Because certain character classes are used so frequently, regex engines provide shorthand notations for them. These are much more concise than their bracket equivalents.

\d matches any digit character. It is equivalent to [0-9]. The d stands for digit.
\w matches any word character. This is typically equivalent to [a-zA-Z0-9_] (letters, digits, and the underscore). The w stands for word. Note that this is often specific to English; characters like é or ä are usually not included.
\s matches any whitespace character. This includes spaces, tabs (\t), newlines (\n), carriage returns (\r), and form feeds (\f). The s stands for space.

import re

# Extract all digits from a string
text = "Order 123: 45 items for $99.99"
digits = re.findall(r'\d', text)
print(digits) # Output: ['1', '2', '3', '4', '5', '9', '9', '9', '9']

# Find words followed by whitespace and a number
pattern = r'\w+\s\d+'
match = re.search(pattern, "Total items: 42")
if match:
    print(match.group()) # Output: "items: 42"

Negated Character Classes

You can invert the meaning of any character class by placing a caret ^ immediately after the opening bracket [. A negated character class will match any character that is NOT listed in the set. This is incredibly useful for matching delimiters or “everything until” a certain character.
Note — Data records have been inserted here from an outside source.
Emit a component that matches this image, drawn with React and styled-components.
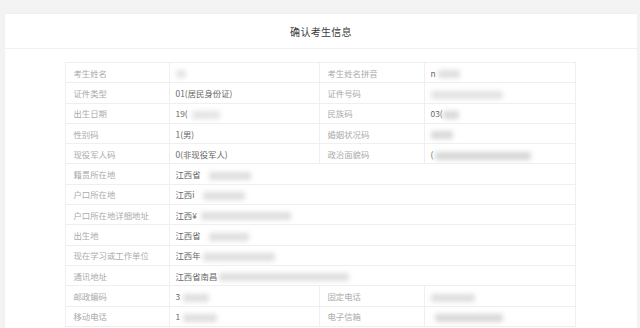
import styled, { createGlobalStyle } from "styled-components";

const GlobalStyle = createGlobalStyle`
  html, body {
    margin: 0;
    padding: 0;
    background: #f3f3f3;
    font-family: "Noto Sans CJK SC", "Noto Sans", sans-serif;
  }
`;

const Page = styled.div`
  width: 640px;
  height: 328px;
  overflow: hidden;
  padding: 14px 3px 0 5px;
  box-sizing: border-box;
`;

const Card = styled.div`
  background: #fff;
  height: 100%;
  box-shadow: 0 0 2px rgba(0, 0, 0, 0.04);
`;

const Header = styled.div`
  height: 34px;
  display: flex;
  align-items: center;
  justify-content: center;
  border-bottom: 1px solid #f0f0f0;
  font-size: 10px;
  color: #3a3a3a;
  letter-spacing: 0.3px;
`;

const Body = styled.div`
  display: flex;
  justify-content: center;
  padding-top: 13px;
  padding-right: 2px;
`;

const Table = styled.table`
  border-collapse: collapse;
  width: 510px;
  table-layout: fixed;
  font-size: 8.4px;
`;

const Col = styled.col`
  width: ${(p) => p.$w}px;
`;

const Row = styled.tr`
  height: 20.3px;
`;

const Label = styled.td`
  border: 1px solid #efefef;
  color: #ababab;
  padding: 0 0 0 8px;
  white-space: nowrap;
  overflow: hidden;
`;

const Value = styled.td`
  border: 1px solid #efefef;
  color: #666;
  padding: 0 0 0 6px;
  white-space: nowrap;
  overflow: hidden;
`;

const Blur = styled.span`
  display: inline-block;
  vertical-align: middle;
  width: ${(p) => p.$w}px;
  height: 8px;
  margin-left: ${(p) => p.$ml || 0}px;
  background: ${(p) => p.$c || "#dedede"};
  filter: blur(2.4px);
  border-radius: 2px;
`;

const V = ({ text, blur, ml, c }) => (
  <>
    {text}
    {blur ? <Blur $w={blur} $ml={ml} $c={c} /> : null}
  </>
);

export default function App() {
  return (
    <Page>
      <GlobalStyle />
      <Card>
        <Header>确认考生信息</Header>
        <Body>
          <Table>
            <colgroup>
              <Col $w={104} />
              <Col $w={150} />
              <Col $w={105} />
              <Col $w={151} />
            </colgroup>
            <tbody>
              <Row>
                <Label>考生姓名</Label>
                <Value><V blur={10} c="#e4e4e4" /></Value>
                <Label>考生姓名拼音</Label>
                <Value><V text="n" blur={22} ml={2} /></Value>
              </Row>
              <Row>
                <Label>证件类型</Label>
                <Value>01(居民身份证)</Value>
                <Label>证件号码</Label>
                <Value><V blur={72} c="#e2e2e2" /></Value>
              </Row>
              <Row>
                <Label>出生日期</Label>
                <Value><V text="19(" blur={28} ml={4} c="#e4e4e4" /></Value>
                <Label>民族码</Label>
                <Value><V text="03(" blur={16} c="#d8d8d8" /></Value>
              </Row>
              <Row>
                <Label>性别码</Label>
                <Value>1(男)</Value>
                <Label>婚姻状况码</Label>
                <Value><V blur={22} c="#d8d8d8" /></Value>
              </Row>
              <Row>
                <Label>现役军人码</Label>
                <Value>0(非现役军人)</Value>
                <Label>政治面貌码</Label>
                <Value><V text="(" blur={96} ml={2} c="#d6d6d6" /></Value>
              </Row>
              <Row>
                <Label>籍贯所在地</Label>
                <Value colSpan={3}><V text="江西省" blur={42} ml={8} /></Value>
              </Row>
              <Row>
                <Label>户口所在地</Label>
                <Value colSpan={3}><V text="江西i" blur={42} ml={8} /></Value>
              </Row>
              <Row>
                <Label>户口所在地详细地址</Label>
                <Value colSpan={3}><V text="江西¥" blur={90} ml={4} /></Value>
              </Row>
              <Row>
                <Label>出生地</Label>
                <Value colSpan={3}><V text="江西省" blur={40} ml={8} /></Value>
              </Row>
              <Row>
                <Label>现在学习或工作单位</Label>
                <Value colSpan={3}><V text="江西年" blur={72} ml={2} /></Value>
              </Row>
              <Row>
                <Label>通讯地址</Label>
                <Value colSpan={3}><V text="江西省南昌" blur={130} ml={2} /></Value>
              </Row>
              <Row>
                <Label>邮政编码</Label>
                <Value><V text="3" blur={26} ml={3} /></Value>
                <Label>固定电话</Label>
                <Value><V blur={44} /></Value>
              </Row>
              <Row>
                <Label>移动电话</Label>
                <Value><V text="1" blur={34} ml={3} /></Value>
                <Label>电子信箱</Label>
                <Value><V blur={68} ml={4} c="#d8d8d8" /></Value>
              </Row>
            </tbody>
          </Table>
        </Body>
      </Card>
    </Page>
  );
}
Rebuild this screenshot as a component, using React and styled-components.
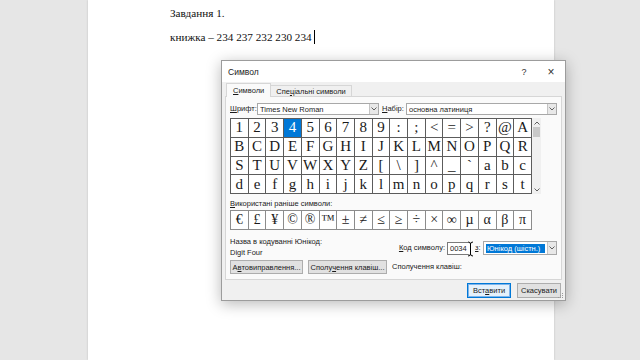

[^aeiou] matches any character that is not a vowel.
\D matches any character that is not a digit. It is equivalent to [^0-9].
\W matches any character that is not a word character. It is equivalent to [^a-zA-Z0-9_].
\S matches any character that is not a whitespace character.

// Match a string enclosed in quotes, but don't include the quotes themselves.
// This matches any character that is not a quote, one or more times.
const quotedTextPattern = /"([^"]+)"/;
const result = quotedTextPattern.exec('The message was "Hello, world!"');
console.log(result[1]); // Output: "Hello, world!"

// Split a string on any non-digit character
const dataString = "ID:123,Price:$456";
const parts = dataString.split(/\D+/);
console.log(parts); // Output: [ '', '123', '456' ]
// Note the empty first element due to leading non-digit characters.

Important Pitfalls and Best Practices

Metacharacters Inside Brackets: Most regex metacharacters (e.g., ., *, +, ?, |) lose their special meaning inside square brackets and are treated as literal characters. The major exceptions are the closing bracket ], the hyphen -, the caret ^, and the backslash \. To include a literal hyphen, it must be the first or last character in the set (e.g., [-a-z] or [a-z-]). To include a literal caret, it must not be the first character (e.g., [a-z^]). To include a literal closing bracket, it is often safest to escape it (e.g., [\[\]]), though placing it first in the set (e.g., []a-z]) also works in many engines.
The Dot (.) is Not a Character Class: While often grouped conceptually, the dot . is a separate regex token that matches any character except a newline. It is not a shorthand character class defined by brackets, which is why it cannot be negated like [^.]. To match a literal dot inside a character class, you do not need to escape it; [.] is a class containing only a dot.
Locale and Unicode Awareness: The definitions of \w, \d, and \s (and their negations) can be influenced by the application’s locale or the use of Unicode flags (like u in JavaScript). For example, with the Unicode flag, \d might match any digit from any script, not just 0-9. Always test these shorthands if your application will process international text. For maximum clarity and control, especially with non-ASCII text, explicitly defining your character classes with Unicode properties or ranges is often a better practice.
Performance: Character classes are generally very efficient. Using a character class like [aeiou] is almost always faster than using a alternation group like (a|e|i|o|u) because the regex engine can optimize it into a simple lookup for a single character position.